In 1913, the Great Lock Out happened in Dublin; where many people were less concerned than Éamonn was with future of the Irish Language but were very concerned about putting bread on the table for their children in what was one of the worst housing situations in Europe. James Larkin union brought the workers out on strike and the city descended into a crisis that continued until the end of the year.
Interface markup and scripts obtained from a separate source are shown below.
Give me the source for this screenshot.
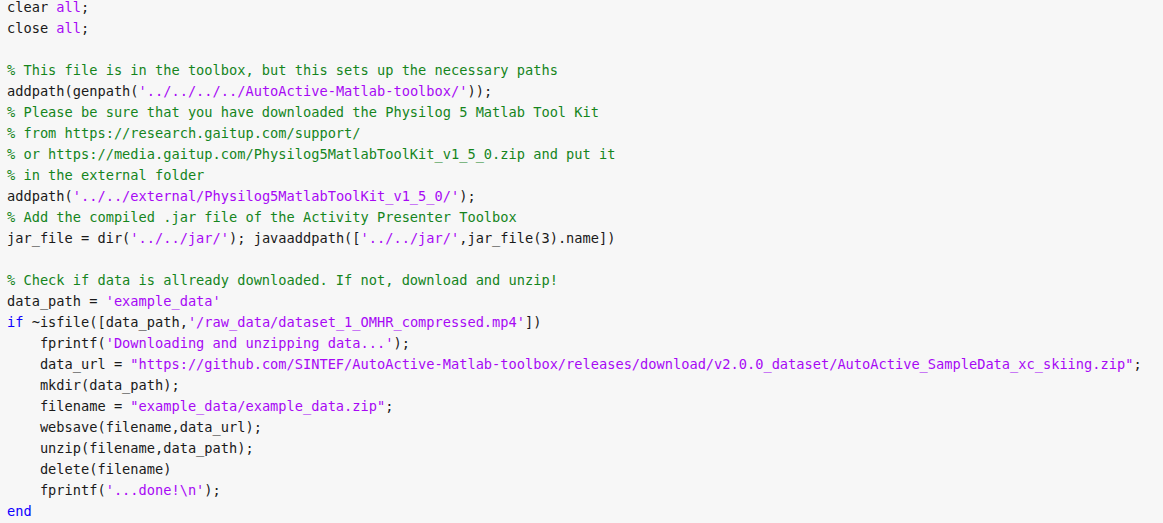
import React from "react";

type Tok = [string, "k" | "s" | "c" | "t"];

const lines: Tok[][] = [
  [["clear ", "t"], ["all", "s"], [";", "t"]],
  [["close ", "t"], ["all", "s"], [";", "t"]],
  [],
  [["% This file is in the toolbox, but this sets up the necessary paths", "c"]],
  [["addpath(genpath(", "t"], ["'../../../../AutoActive-Matlab-toolbox/'", "s"], ["));", "t"]],
  [["% Please be sure that you have downloaded the Physilog 5 Matlab Tool Kit", "c"]],
  [["% from https://research.gaitup.com/support/", "c"]],
  [["% or https://media.gaitup.com/Physilog5MatlabToolKit_v1_5_0.zip and put it", "c"]],
  [["% in the external folder", "c"]],
  [["addpath(", "t"], ["'../../external/Physilog5MatlabToolKit_v1_5_0/'", "s"], [");", "t"]],
  [["% Add the compiled .jar file of the Activity Presenter Toolbox", "c"]],
  [["jar_file = dir(", "t"], ["'../../jar/'", "s"], ["); javaaddpath([", "t"], ["'../../jar/'", "s"], [",jar_file(3).name])", "t"]],
  [],
  [["% Check if data is allready downloaded. If not, download and unzip!", "c"]],
  [["data_path = ", "t"], ["'example_data'", "s"]],
  [["if", "k"], [" ~isfile([data_path,", "t"], ["'/raw_data/dataset_1_OMHR_compressed.mp4'", "s"], ["])", "t"]],
  [["    fprintf(", "t"], ["'Downloading and unzipping data...'", "s"], [");", "t"]],
  [
    ["    data_url = ", "t"],
    ["\"https://github.com/SINTEF/AutoActive-Matlab-toolbox/releases/download/v2.0.0_dataset/AutoActive_SampleData_xc_skiing.zip\"", "s"],
    [";", "t"],
  ],
  [["    mkdir(data_path);", "t"]],
  [["    filename = ", "t"], ["\"example_data/example_data.zip\"", "s"], [";", "t"]],
  [["    websave(filename,data_url);", "t"]],
  [["    unzip(filename,data_path);", "t"]],
  [["    delete(filename)", "t"]],
  [["    fprintf(", "t"], ["'...done!\\n'", "s"], [");", "t"]],
  [["end", "k"]],
];

const color: Record<Tok[1], string> = {
  k: "text-[#0e00ff]",
  s: "text-[#a709f5]",
  c: "text-[#15851d]",
  t: "text-[#1a1a1a]",
};

export default function App() {
  return (
    <div className="w-[1163px] h-[523px] overflow-hidden bg-[#f7f7f7]">
      <pre className="-mt-[3px] pl-[7px] font-['DejaVu_Sans_Mono',monospace] text-[13.67px] leading-[21px]">
        {lines.map((line, i) => (
          <div key={i} className="h-[21px] whitespace-pre">
            {line.map(([text, kind], j) => (
              <span key={j} className={color[kind]}>
                {text}
              </span>
            ))}
          </div>
        ))}
      </pre>
    </div>
  );
}
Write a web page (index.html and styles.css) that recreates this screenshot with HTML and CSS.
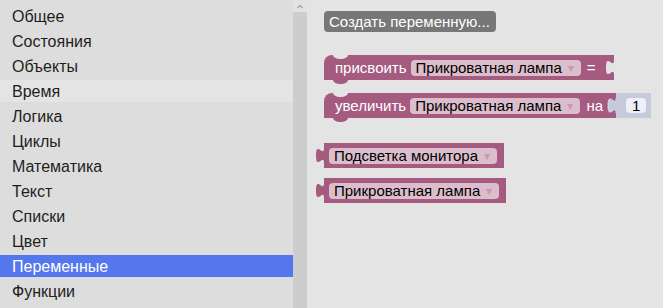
FILE: index.html
```html
<!DOCTYPE html>
<html lang="ru">
<head>
<meta charset="utf-8">
<link rel="stylesheet" href="styles.css">
</head>
<body>
<div class="app">
  <div class="toolbox">
    <div class="tree-row">Общее</div>
    <div class="tree-row">Состояния</div>
    <div class="tree-row">Объекты</div>
    <div class="tree-row hover">Время</div>
    <div class="tree-row">Логика</div>
    <div class="tree-row">Циклы</div>
    <div class="tree-row">Математика</div>
    <div class="tree-row">Текст</div>
    <div class="tree-row">Списки</div>
    <div class="tree-row">Цвет</div>
    <div class="tree-row selected">Переменные</div>
    <div class="tree-row">Функции</div>
  </div>
  <div class="scrollbar">
    <div class="sb-up"><svg width="14" height="12" viewBox="0 0 14 12"><path d="M4.5 8 L7 5.5 L9.5 8" fill="none" stroke="#a3a3a3" stroke-width="1.3"/></svg></div>
    <div class="sb-track"></div>
  </div>
  <div class="flyout">
    <div class="fly-btn">Создать переменную...</div>

    <div class="block stmt b1">
      <span class="label">присвоить</span>
      <span class="field">Прикроватная лампа<span class="arrow">▾</span></span>
      <span class="label eq">=</span>
      <svg class="socket" width="9" height="25" viewBox="0 0 9 25"><path d="M9 5 C9 15 1 -3 1 12.5 S9 10 9 20 Z" fill="#e4e4e4"/></svg>
    </div>

    <div class="pair b2">
      <div class="block stmt">
        <span class="label">увеличить</span>
        <span class="field">Прикроватная лампа<span class="arrow">▾</span></span>
        <span class="label na">на</span>
        <svg class="socket" width="9" height="25" viewBox="0 0 9 25"><path d="M9 5 C9 15 1 -3 1 12.5 S9 10 9 20 Z" fill="#c6cadd"/><path d="M9 5 C9 15 1 -3 1 12.5 S9 10 9 20" fill="none" stroke="#dfe2ee" stroke-width="0.8"/></svg>
      </div>
      <div class="shadow"><span class="num">1</span></div>
    </div>

    <div class="block out b3">
      <svg class="tab" width="8" height="25" viewBox="0 0 8 25"><path d="M8 5 C8 15 0 -3 0 12.5 S8 10 8 20 Z" fill="#a55b80"/></svg>
      <span class="field">Подсветка монитора<span class="arrow">▾</span></span>
    </div>
    <div class="block out b4">
      <svg class="tab" width="8" height="25" viewBox="0 0 8 25"><path d="M8 5 C8 15 0 -3 0 12.5 S8 10 8 20 Z" fill="#a55b80"/></svg>
      <span class="field">Прикроватная лампа<span class="arrow">▾</span></span>
    </div>
  </div>
</div>
</body>
</html>
```
FILE: styles.css
```css
html, body {
  margin: 0;
  padding: 0;
  overflow: hidden;
}
body {
  font-family: "Liberation Sans", Arial, sans-serif;
}
.app {
  display: flex;
  height: 308px;
  width: 663px;
}
.toolbox {
  width: 293px;
  flex: none;
  background: #dddddd;
  padding-top: 5px;
  box-sizing: border-box;
}
.tree-row {
  height: 22px;
  line-height: 23px;
  margin-bottom: 3px;
  padding-left: 12px;
  font-size: 16px;
  color: #1e1e1e;
}
.tree-row.hover {
  background: #e4e4e4;
}
.tree-row.selected {
  background: #5577ee;
  color: #fff;
}
.scrollbar {
  width: 14px;
  flex: none;
  display: flex;
  flex-direction: column;
  background: #cdcdcd;
}
.sb-up {
  height: 12px;
  background: #e3e3e3;
}
.sb-up svg {
  display: block;
}
.sb-track {
  flex: 1;
}
.flyout {
  flex: 1;
  background: #e4e4e4;
  padding: 11px 0 0 17px;
  display: flex;
  flex-direction: column;
  align-items: flex-start;
  font-size: 15px;
}
.fly-btn {
  height: 21px;
  line-height: 21px;
  padding: 0 6px 0 5px;
  background: #777777;
  color: #fff;
  border-radius: 4px;
}
.block {
  position: relative;
  display: flex;
  align-items: center;
  height: 25px;
  background: #a55b80;
  color: #fff;
  white-space: nowrap;
}
.stmt {
  border-radius: 8px 0 0 0;
  padding-left: 11px;
}
.stmt::before {
  content: "";
  position: absolute;
  top: 0;
  left: 9px;
  width: 15px;
  height: 4px;
  background: #e4e4e4;
  border-radius: 0 0 7px 7px / 0 0 4px 4px;
}
.stmt::after {
  content: "";
  position: absolute;
  bottom: -4px;
  left: 9px;
  width: 15px;
  height: 4px;
  background: #a55b80;
  border-radius: 0 0 7px 7px / 0 0 4px 4px;
}
.b1 {
  margin-top: 23px;
}
.label {
  margin-right: 4px;
}
.field {
  display: flex;
  align-items: center;
  height: 16px;
  line-height: 16px;
  padding: 0 7px 0 5px;
  border-radius: 4px;
  background: #dbbdcc;
  color: #000;
}
.arrow {
  margin-left: 6px;
  font-size: 12px;
  color: #c49cb0;
}
.stmt .field {
  margin-right: 6px;
}
.eq {
  margin-right: 9px;
}
.na {
  margin-right: 4px;
}
.socket {
  display: block;
  align-self: stretch;
}
.pair {
  display: flex;
  margin-top: 13px;
}
.shadow {
  display: flex;
  align-items: center;
  height: 25px;
  padding: 0 5px 0 10px;
  background: #c6cadd;
}
.num {
  height: 15px;
  line-height: 15px;
  padding: 0 6px;
  border-radius: 4px;
  background: #eef0f7;
  color: #000;
}
.out {
  padding: 0 7px 0 5px;
}
.tab {
  position: absolute;
  left: -8px;
  top: 0;
  display: block;
}
.b3 {
  margin-top: 25px;
}
.b4 {
  margin-top: 10px;
}
```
Éamonn’s wife, Áine later remembered that that was the atmosphere when Éamonn Ceannt in November 1913 received an invitation from the O’Rahilly to meet John McNeill and others in Wynn’s Hotel and this was the start of the Irish Volunteers of which Éamonn was a very enthusiast founder member. His father was as I said an R.I.C. man, his brother had joined the R.I.C., his brother JP had joined the R.I.C. His other brother Bill (William) was actually a member of the Royal Dublin Fusiliers and had been fighting in the British Army in the Boer War and was essentially a professional solider. So there was a very much military background in the family. Though I have to say my own grandfather; his brother was also working in the Dublin Corporation and had very little interest in the military aspects of life.

So 1914, with war on the horizon was a huge turning point not just for Éamonn but for Ireland and for the whole continent of Europe and the world indeed. Éamonn became more deeply involved in the I.R.B. (The Irish Republican Brotherhood) and in 1915 he was appointed to the Military Council along with Pearse and Joe Plunkett as we all know at this stage the plans for the Rising went awry when Eoin McNeill issued a countermanding order on Easter Sunday morning. Éamonn with other members of the Council were distraught and they saw their opportunity disappearing but we all know now they decided to go ahead and have the Rising on Easter Monday.

A year after Éamonn was executed his brother William, who was in the Royal Dublin Fusiliers and had been transferred to the Western Front and approximately a year after Éamonn’s death he himself died in battle on the Western Front.

My grandfather had lost 2 of his brothers to war, one on each side of the Irish Revolution.